Un día me pregunté si todo lo que escribiría sobre B sería a partir de los sueños.
B murió hace seis años y medio. Una cantidad irreal de tiempo en la que ahora soy irremediablemente mayor que él y que ha transformado al duelo de a poco.
Cada vez que lo soñaba, aparecíamos mi mamá y yo tratando de rescatarlo: yo rompiendo en llanto al segundo, despertando sin lograr verlo, sin lograr salvarlo.
Ahí, recordaba siempre a Joan Didion y el resultado irónico de ser escritora frente a la muerte: poder imaginar lo que diría cualquiera, pero no poder conjurar a aquel con quien deseas hablar.
El año pasado ocurrió el quiebre.
Hundida en el estrés postraumático otra vez, en el duelo por dos muertes de mi familia, una noche siento que ya nada mejorará, que ya no puedo salir yo sola del vacío, como siempre lo hago, que necesito que alguien me abrace, que, como dice Abril Castillo en Tarantela, «me reconfigure el cuerpo porque ya sólo siento dolor». Pero no puedo ver a mis amigas por la cuarentena y mi familia está tan quebrada como yo.
Ahí aparece B. Ahora el sueño no es el de un rescate en el que yo fracaso, ahora él llega a mí para abrazarme.

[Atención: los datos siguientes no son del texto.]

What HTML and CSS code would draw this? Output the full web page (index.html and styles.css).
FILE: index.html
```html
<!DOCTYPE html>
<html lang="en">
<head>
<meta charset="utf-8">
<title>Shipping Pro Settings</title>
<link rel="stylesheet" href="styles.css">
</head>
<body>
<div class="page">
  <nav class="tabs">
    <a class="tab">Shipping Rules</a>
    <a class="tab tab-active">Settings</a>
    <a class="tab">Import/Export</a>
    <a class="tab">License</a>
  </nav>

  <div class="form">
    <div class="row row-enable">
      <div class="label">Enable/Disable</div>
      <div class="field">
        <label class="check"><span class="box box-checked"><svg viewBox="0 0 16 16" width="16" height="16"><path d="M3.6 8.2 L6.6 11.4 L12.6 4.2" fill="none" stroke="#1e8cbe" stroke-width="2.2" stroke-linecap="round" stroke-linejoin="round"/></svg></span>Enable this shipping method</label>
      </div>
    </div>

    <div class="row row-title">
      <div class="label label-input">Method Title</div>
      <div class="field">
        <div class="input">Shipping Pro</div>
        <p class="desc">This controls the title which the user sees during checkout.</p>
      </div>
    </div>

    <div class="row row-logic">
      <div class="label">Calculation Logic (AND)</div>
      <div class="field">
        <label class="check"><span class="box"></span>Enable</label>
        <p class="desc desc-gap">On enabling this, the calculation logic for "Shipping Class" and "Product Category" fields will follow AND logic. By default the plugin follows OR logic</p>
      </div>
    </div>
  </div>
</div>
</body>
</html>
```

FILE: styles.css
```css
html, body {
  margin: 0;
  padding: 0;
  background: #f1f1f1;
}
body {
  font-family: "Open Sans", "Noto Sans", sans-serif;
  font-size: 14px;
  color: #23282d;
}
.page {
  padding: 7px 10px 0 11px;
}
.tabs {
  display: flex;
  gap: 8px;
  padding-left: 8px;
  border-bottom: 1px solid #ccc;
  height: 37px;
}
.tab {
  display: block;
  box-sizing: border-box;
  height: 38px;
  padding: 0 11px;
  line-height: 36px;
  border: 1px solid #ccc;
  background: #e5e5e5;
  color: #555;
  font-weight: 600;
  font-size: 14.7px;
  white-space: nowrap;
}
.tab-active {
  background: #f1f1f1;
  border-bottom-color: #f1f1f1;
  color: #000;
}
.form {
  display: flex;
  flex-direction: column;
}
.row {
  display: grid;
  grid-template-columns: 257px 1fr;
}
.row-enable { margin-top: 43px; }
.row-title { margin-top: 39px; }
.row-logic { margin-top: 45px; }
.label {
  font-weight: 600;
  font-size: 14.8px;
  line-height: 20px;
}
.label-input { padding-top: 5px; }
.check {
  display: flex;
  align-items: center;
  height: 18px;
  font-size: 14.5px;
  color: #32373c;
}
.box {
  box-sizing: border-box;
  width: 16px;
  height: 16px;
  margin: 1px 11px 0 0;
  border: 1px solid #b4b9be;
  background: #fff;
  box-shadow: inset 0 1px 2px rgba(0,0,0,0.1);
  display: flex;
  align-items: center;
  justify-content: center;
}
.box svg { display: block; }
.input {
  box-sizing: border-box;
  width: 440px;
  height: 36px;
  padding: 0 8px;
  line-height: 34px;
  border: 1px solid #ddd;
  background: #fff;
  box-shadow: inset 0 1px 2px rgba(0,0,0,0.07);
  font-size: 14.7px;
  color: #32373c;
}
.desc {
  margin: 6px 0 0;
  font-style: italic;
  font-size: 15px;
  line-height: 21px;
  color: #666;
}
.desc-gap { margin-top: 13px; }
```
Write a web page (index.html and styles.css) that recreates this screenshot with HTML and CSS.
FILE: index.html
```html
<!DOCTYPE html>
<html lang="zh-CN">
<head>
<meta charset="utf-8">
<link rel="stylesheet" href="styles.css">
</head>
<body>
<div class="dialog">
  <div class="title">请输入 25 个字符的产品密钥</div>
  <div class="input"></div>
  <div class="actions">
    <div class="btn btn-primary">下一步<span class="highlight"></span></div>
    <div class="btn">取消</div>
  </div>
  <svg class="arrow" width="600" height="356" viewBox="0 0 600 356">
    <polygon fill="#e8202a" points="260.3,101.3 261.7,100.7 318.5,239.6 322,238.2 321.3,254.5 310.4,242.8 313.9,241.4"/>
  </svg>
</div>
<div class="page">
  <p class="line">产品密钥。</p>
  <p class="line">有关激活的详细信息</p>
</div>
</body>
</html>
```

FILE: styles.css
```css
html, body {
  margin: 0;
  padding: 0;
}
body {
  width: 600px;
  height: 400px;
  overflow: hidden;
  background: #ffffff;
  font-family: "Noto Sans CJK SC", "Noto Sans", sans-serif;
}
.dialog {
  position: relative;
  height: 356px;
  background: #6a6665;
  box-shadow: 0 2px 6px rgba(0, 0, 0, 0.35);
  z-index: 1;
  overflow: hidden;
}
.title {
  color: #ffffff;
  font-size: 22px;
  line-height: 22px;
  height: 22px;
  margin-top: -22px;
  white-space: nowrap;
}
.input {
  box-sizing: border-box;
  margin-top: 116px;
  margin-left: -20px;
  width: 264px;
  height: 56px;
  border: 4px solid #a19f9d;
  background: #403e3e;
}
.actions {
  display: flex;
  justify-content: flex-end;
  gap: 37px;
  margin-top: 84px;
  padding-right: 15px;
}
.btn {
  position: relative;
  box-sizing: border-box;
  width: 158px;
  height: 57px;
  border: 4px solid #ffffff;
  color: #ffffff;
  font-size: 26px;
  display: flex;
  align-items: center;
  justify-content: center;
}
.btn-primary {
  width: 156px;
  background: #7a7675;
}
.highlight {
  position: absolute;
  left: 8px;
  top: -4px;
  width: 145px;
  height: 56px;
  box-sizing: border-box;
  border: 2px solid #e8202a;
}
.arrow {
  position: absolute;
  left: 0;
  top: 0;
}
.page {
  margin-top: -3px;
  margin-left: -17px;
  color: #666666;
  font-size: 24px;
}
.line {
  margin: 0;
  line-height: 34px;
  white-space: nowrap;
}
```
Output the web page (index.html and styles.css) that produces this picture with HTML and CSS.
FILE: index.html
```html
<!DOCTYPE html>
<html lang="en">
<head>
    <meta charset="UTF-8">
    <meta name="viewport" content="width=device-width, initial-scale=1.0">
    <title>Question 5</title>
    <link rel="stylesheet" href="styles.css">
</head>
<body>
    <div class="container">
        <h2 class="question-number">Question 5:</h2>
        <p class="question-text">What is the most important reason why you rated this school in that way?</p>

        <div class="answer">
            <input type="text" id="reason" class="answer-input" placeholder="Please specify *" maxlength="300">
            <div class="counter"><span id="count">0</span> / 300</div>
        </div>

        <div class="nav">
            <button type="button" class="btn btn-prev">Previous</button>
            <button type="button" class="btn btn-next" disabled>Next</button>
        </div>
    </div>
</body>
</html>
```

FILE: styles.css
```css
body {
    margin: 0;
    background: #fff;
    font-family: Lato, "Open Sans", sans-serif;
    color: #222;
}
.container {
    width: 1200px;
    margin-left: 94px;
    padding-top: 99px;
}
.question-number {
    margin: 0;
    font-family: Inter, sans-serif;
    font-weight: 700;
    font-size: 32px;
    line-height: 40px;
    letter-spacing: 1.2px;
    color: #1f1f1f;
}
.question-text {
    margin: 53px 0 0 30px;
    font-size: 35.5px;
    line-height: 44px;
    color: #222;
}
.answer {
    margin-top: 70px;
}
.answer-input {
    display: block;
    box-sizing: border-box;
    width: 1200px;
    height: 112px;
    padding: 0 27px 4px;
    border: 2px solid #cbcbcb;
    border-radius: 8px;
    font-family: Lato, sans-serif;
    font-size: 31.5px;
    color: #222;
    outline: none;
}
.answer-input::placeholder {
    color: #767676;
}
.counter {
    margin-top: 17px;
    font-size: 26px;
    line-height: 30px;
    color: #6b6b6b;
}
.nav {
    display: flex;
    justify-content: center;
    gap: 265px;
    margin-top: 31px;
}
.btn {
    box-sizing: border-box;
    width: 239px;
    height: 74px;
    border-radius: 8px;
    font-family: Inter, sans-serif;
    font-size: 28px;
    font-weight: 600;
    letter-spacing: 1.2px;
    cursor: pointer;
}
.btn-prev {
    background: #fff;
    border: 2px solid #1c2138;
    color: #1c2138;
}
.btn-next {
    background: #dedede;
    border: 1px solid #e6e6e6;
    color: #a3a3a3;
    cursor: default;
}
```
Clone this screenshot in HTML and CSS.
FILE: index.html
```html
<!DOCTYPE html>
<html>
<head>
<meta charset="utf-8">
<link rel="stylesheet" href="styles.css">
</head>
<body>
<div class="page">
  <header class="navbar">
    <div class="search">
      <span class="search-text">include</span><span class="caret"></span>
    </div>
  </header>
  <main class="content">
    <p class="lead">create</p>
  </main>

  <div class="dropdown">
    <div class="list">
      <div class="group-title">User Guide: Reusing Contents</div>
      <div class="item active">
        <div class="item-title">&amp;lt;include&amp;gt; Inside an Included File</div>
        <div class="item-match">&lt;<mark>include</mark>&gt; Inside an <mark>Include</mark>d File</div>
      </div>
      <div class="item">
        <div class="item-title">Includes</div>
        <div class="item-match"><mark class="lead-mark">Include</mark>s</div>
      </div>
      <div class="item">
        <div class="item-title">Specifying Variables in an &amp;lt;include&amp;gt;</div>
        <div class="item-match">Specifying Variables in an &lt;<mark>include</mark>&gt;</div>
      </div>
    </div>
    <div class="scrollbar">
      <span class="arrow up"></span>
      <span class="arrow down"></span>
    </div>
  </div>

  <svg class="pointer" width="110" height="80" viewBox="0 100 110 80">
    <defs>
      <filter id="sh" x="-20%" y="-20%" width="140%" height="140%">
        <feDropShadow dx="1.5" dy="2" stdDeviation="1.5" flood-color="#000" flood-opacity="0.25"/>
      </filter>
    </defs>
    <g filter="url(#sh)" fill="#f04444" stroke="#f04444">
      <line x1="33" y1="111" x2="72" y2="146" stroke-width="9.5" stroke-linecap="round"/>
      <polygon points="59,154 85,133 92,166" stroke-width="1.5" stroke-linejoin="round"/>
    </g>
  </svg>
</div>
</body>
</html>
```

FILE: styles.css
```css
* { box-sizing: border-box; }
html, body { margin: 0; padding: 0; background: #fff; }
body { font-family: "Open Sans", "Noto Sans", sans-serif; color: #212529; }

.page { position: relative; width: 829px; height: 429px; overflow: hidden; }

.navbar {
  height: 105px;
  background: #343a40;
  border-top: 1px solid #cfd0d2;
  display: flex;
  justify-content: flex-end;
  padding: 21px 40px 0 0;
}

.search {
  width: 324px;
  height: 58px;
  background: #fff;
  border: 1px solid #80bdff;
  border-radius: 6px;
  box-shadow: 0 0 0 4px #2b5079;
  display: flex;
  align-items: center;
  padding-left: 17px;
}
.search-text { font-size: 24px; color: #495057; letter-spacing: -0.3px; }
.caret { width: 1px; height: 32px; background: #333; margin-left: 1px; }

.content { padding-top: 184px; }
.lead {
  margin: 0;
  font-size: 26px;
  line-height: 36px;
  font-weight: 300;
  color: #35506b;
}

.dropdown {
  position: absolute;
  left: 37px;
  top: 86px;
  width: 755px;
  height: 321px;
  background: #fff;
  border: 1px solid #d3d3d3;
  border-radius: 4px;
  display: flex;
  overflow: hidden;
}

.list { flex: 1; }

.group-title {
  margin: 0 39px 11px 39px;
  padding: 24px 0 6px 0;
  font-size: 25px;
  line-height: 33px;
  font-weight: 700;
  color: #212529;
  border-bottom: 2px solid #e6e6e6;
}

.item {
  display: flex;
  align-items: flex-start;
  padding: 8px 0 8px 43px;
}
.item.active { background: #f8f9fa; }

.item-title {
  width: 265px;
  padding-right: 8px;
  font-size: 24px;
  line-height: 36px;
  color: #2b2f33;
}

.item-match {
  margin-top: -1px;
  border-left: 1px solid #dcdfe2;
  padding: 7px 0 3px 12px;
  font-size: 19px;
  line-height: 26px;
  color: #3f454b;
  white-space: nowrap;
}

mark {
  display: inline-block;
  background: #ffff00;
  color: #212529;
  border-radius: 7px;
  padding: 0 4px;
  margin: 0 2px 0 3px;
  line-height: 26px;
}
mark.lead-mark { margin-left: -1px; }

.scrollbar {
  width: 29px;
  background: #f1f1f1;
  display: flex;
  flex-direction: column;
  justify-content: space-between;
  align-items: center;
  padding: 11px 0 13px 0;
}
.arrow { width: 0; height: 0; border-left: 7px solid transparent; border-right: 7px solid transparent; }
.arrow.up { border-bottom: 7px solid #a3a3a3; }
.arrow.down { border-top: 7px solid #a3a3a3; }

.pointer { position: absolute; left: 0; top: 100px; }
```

Cuando despierto, en completa calma por primera vez en meses, puedo sentir todavía el calor de su cuerpo rodeando al mío.
Esos sueños se repitieron muchas veces durante el 2021, como si fueran ese piano en el video de Cardigan al que Taylor Swift se aferra para no ahogarse.
Tres días antes de su cumpleaños, lo sueño de nuevo: en ese lugar intangible sé que a ambos nos destrozaron el torso en un accidente -una metáfora irónica-, pero me abrazo a él con fuerza y escucho su corazón latir mientras él acaricia mi cabello.
Sé que todo está bien.
Lo sé también al despertar.
Falta poco para que acabe el año y encuentro en Instagram una cita de Elvira Sastre: «a veces suena su risa cuando está todo en silencio, como si me recordara que la vida nunca muere».
Ahora puedo ver que el silencio que en los primeros años del duelo pensé que era todo lo que nos iba a rodear por siempre, nunca existió.
Sé ahora que el destino de Didion no fue el mío. Que no puedo conjurar a B a placer (tampoco podemos hacerlo con los vivos), pero puedo contar con su presencia en destellos de luz, en recuerdos que funcionan como tótems, en sueños que me siguen iluminando aún después de despertar.